I've found an interesting companion piece to Cocks. What I like about it is that it builds a highly detailed, and very original, case for the temporal logic/method of the film as a reflexive statement about apocalypse. The use of Mayan references by this blogger, to my mind, does nothing to downplay any parallels with the genocidal themes that Cocks brings to light. If anything, they are complementary. Having read the Fred Jameson, Douglas Kellner and Michael Ryan interpretations, it is refreshing to read something very different, as it reminds us of the true significance of "reader response criticism", whilst profoundly reaffirming the cultural/historical legacy of The Holocaust: the gas chamber, rather than the Weberian iron cage, becomes the metaphor of the dark side of modernity.

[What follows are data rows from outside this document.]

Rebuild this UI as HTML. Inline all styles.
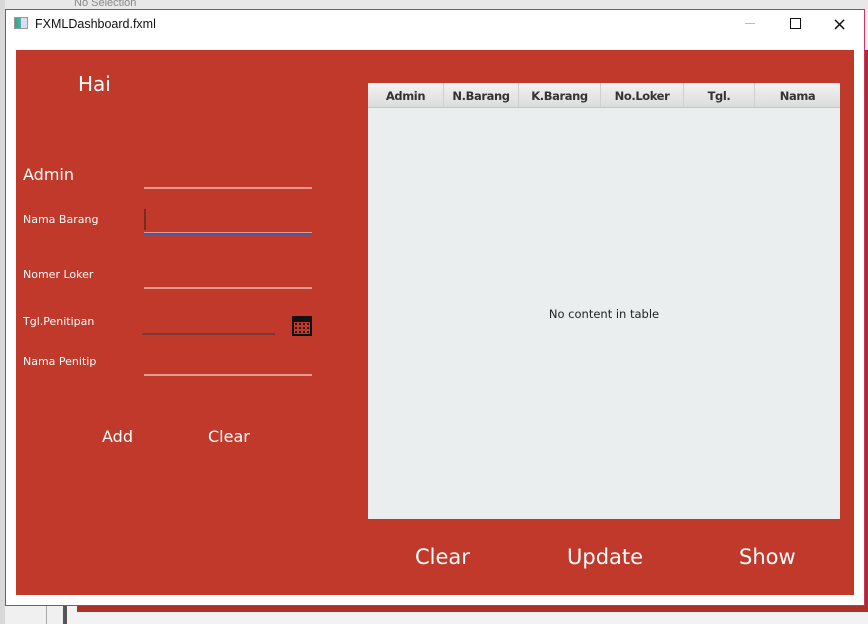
<!DOCTYPE html>
<html><head><meta charset="utf-8"><style>
*{margin:0;padding:0;box-sizing:border-box}
body{width:868px;height:624px;overflow:hidden;background:#f0f0f0;font-family:"Liberation Sans",sans-serif;position:relative}
.abs{position:absolute}
.t{color:#fff;font-family:"DejaVu Sans","Liberation Sans",sans-serif}
.line{position:absolute;height:2px;background:#e59a90}
.hd{position:absolute;top:0;height:24px;border-right:1px solid #cfcfcf;font:bold 11.5px "DejaVu Sans",sans-serif;color:#333;text-align:center;line-height:26px;letter-spacing:-0.4px}
</style></head><body>
<div class="abs" style="left:0;top:0;width:868px;height:12px;background:#e8e8e8"></div>
<div class="abs" style="left:74px;top:-3px;font:11px 'Liberation Sans';color:#888">No Selection</div>
<div class="abs" style="left:0;top:0;width:5px;height:624px;background:#d8d8d8"></div>
<div class="abs" style="left:46px;top:606px;width:1px;height:18px;background:#aaa"></div>
<div class="abs" style="left:63px;top:606px;width:805px;height:18px;background:#555"></div>
<div class="abs" style="left:67px;top:606px;width:801px;height:18px;background:#f2f2f2"></div>
<div class="abs" style="left:77px;top:606px;width:791px;height:6px;background:#a93226"></div>
<div class="abs" style="left:864px;top:50px;width:4px;height:560px;background:#a93226"></div>
<div class="abs" style="left:5px;top:9px;width:860px;height:597px;background:#fff;border:1px solid #d0306a"></div>
<div class="abs" style="left:14px;top:17px;width:14px;height:12px;border:1px solid #999;background:linear-gradient(90deg,#3a7 0,#5ab 50%,#dde 50%)"></div>
<div class="abs" style="left:35px;top:17px;font:12.5px 'Liberation Sans';color:#111">FXMLDashboard.fxml</div>
<div class="abs" style="left:745px;top:23px;width:10px;height:1px;background:#bbb"></div>
<div class="abs" style="left:790px;top:18px;width:11px;height:11px;border:1px solid #111"></div>
<div class="abs" style="left:832px;top:14px;font:18px 'DejaVu Sans';color:#111">×</div>
<div class="abs" style="left:16px;top:50px;width:838px;height:545px;background:#c0392b"></div>
<div class="abs t" style="left:78px;top:72px;font-size:20px">Hai</div>
<div class="abs t" style="left:23px;top:165px;font-size:16px">Admin</div>
<div class="line" style="left:144px;top:187px;width:168px"></div>
<div class="abs t" style="left:23px;top:213px;font-size:11px">Nama Barang</div>
<div class="abs" style="left:144px;top:209px;width:2px;height:21px;background:#7a2a22"></div>
<div class="line" style="left:144px;top:232px;width:168px;height:1px"></div>
<div class="abs" style="left:144px;top:233px;width:168px;height:2px;background:#4a56a8"></div>
<div class="abs t" style="left:23px;top:268px;font-size:11px">Nomer Loker</div>
<div class="line" style="left:144px;top:287px;width:168px"></div>
<div class="abs t" style="left:23px;top:315px;font-size:11px">Tgl.Penitipan</div>
<div class="abs" style="left:142px;top:333px;width:133px;height:2px;background:#7a3a33"></div>
<div class="abs" style="left:292px;top:316px;width:20px;height:20px;background:#111;border-top:3px solid #111">
<div style="position:absolute;left:2px;top:3px;width:16px;height:12px;background:#c0392b;background-image:radial-gradient(#111 1px,transparent 1.2px);background-size:4px 4px"></div></div>
<div class="abs t" style="left:23px;top:355px;font-size:11px">Nama Penitip</div>
<div class="line" style="left:144px;top:374px;width:168px"></div>
<div class="abs t" style="left:102px;top:427px;font-size:16px">Add</div>
<div class="abs t" style="left:208px;top:427px;font-size:16px">Clear</div>
<div class="abs" style="left:368px;top:83px;width:472px;height:436px;background:#eaeeef">
<div class="abs" style="left:0;top:0;width:472px;height:25px;background:linear-gradient(#f2f2f2,#dcdcdc);border-bottom:1px solid #c8c8c8"></div>
<div class="hd" style="left:0;width:76px">Admin</div>
<div class="hd" style="left:76px;width:75px">N.Barang</div>
<div class="hd" style="left:151px;width:82px">K.Barang</div>
<div class="hd" style="left:233px;width:83px">No.Loker</div>
<div class="hd" style="left:316px;width:71px">Tgl.</div>
<div class="hd" style="left:387px;width:85px;border:none">Nama</div>
<div class="abs" style="left:0;top:224px;width:472px;text-align:center;font:11.5px 'DejaVu Sans';color:#222">No content in table</div>
</div>
<div class="abs t" style="left:415px;top:545px;font-size:21px">Clear</div>
<div class="abs t" style="left:567px;top:545px;font-size:21px">Update</div>
<div class="abs t" style="left:739px;top:545px;font-size:21px">Show</div>
</body></html>
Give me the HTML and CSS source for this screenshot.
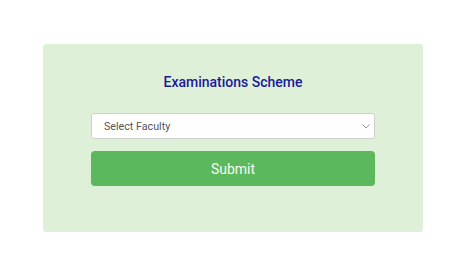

I hadn't felt so rewarded by a reading of a Kubrick film since Metaphilm's piece on Eyes Wide Shut, which included a fascinating link to The Konformist, where the film becomes a hardcore conspiracy narrative.I worry about the seemingly arbitrary nature of some readings, but The Shining has proved a welcome companion piece to Adam Roberts's Science Fiction, which comments in effect on some of the iconography used for this blog, although I stress that any collusion on my part was purely unintentional (here I cite his description of the racial coding of the Alien and Predator films; gender aspects are, of course, also examined, elsewhere in the text):
"Ridley Scott’s Alien (1979) represents the alien as a black-skinned monster—played, in the original film, by a black actor in a suit—who lurks in the bowels of the industrial ship, a symbol of the industrial city, killing via a ghastly combination of rape and violence. It doesn’t take much cultural decoding to see this as an expression of white middle-class fear at the potential for distrust of an alienated black urban underclass. In John McTiernan’s Predator (1987), the savage hunter alien has dreadlocks, a clear enough signifier of blackness. He inhabits the jungle, preying violently and barbarically on the ‘Western’ colonisers, be they American, ‘Dutch’ or Hispanic. He also, when he finally uncovers his face at the end of the movie, has a peculiar mouth with teeth that look like bones pierced through his face—another ‘jungle man’ caricature of racial blackness. The coding is made even more explicit in the sequel, when the action relocates from the jungle to the urban battlefield of Los Angeles, another, more politically loaded location for white fears of black violence, with the alien joining in the gang war. In the first film, the Predator is destroyed by the Aryan übermann Arnold Schwarzenegger. In the second, the casting is even more ingenious: the black actor Danny Glover is pitted against the black-man-as-alien, precisely in the scene where black-on-black violence in contemporary America is at its most acute" (2000, pp 119-120).